Of course at the end of the episode we find out that Fury is still alive when Koenig tells Coulson about Fury’s escape and that there are only a handful of people who know.  He tells Coulson that he can’t tell the team, but Coulson really doesn’t like the idea of keeping more secrets from his team, though in the end he agrees to keep the secret.
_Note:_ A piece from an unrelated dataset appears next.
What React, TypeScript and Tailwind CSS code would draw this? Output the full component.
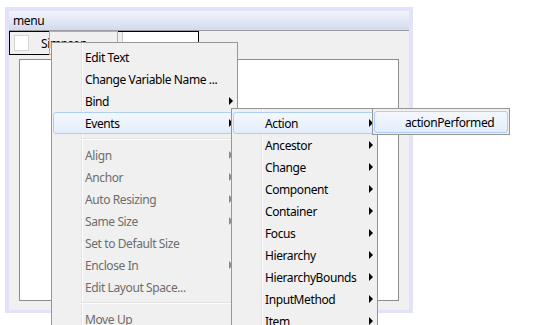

Overall I really enjoyed this episode.  It pushed the narrative forward a little more as we saw Centipede “getting the band back together” with Raina and Quinn, but it focused most of its effort and energy on slowing things down and giving the characters a few moments to reflect.  The ending of Winter Soldier really didn’t offer a lot of that:  there were moments of shock and confusion as the S.H.I.E.L.D. agents found themselves pointing their guns at each other, but no real opportunities to reflect on how badly they had been hurt by the collapse of S.H.I.E.L.D. and rise of Hydra.  Everyone seemed to go right on with their lives as Hill got a job with Stark and Agent 13 (Sharon Carter) got a job with the CIA.  At the end of the day, Agents of S.H.I.E.L.D. was left to pick up the pieces of the ordinary S.H.I.E.L.D. agents’ shattered lives and show them coping with this devastating revelation, and I thought “Providence” did a good job of showing that.  We get other glimpses of it in the rest of season 1 and in season 2, but this is the episode that devotes the most time to agents reflecting on the fall of S.H.I.E.L.D.  And they did a very good job of it.  It wasn’t nearly as action-packed and exciting as “Turn, Turn, Turn” or the last few episodes of season 1, but it didn’t really need to be.

What did you think of “Providence”?  What villain or artifact would you have liked to see introduced at the Fridge?